The end of the Lawrence of Arabia wiki isn't a battlefield; it’s a narrow road in Dorset. In May 1935, Lawrence swerved to avoid two kids on bicycles, crashed his motorcycle, and died six days later. He was 46.

Actionable Insights for History Buffs

If you’re actually looking to understand the man behind the myth, don't just stop at a Wikipedia page. Here is how to actually get the full picture:

  • Read the "27 Articles": This was a manual Lawrence wrote for other officers. It’s surprisingly modern.
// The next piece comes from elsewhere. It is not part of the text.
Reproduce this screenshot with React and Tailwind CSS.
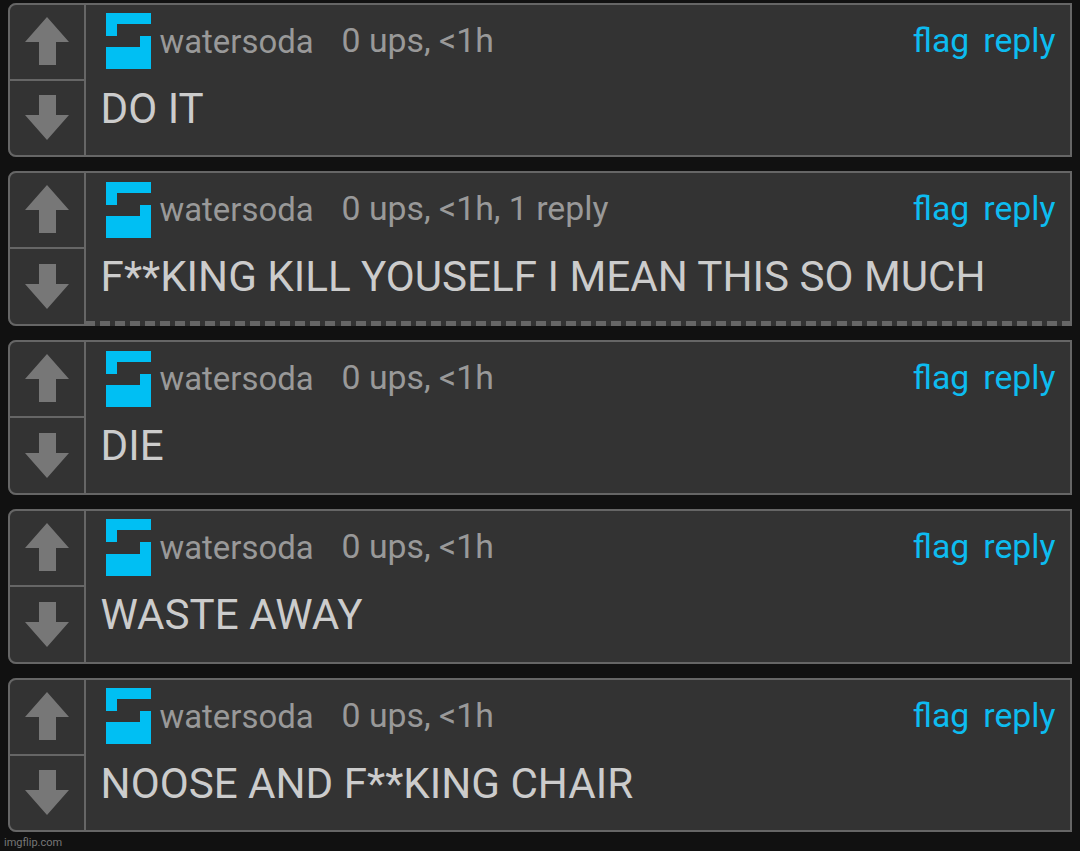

His main advice? "Better the Arabs do it tolerably than that you do it perfectly." It’s a masterclass in leadership and humility.
  • Check the Maps: Look at a map of the Middle East from 1914 versus 1922. You’ll see exactly why Lawrence felt so guilty. The borders he helped fight for were erased by bureaucrats in London.
  • Watch the "Restored" Movie: If you haven't seen the 1962 film, watch the 1989 restoration. Even if it’s factually "loose," it captures the psychological toll of the desert in a way no textbook can.
  • Visit Clouds Hill: If you’re ever in Dorset, UK, visit his cottage. It’s tiny, isolated, and has no heating. It tells you more about his state of mind than any biography.

Lawrence wasn't a saint, and he wasn't a "savior." He was a brilliant, deeply flawed man who got caught between two worlds and ended up belonging to neither.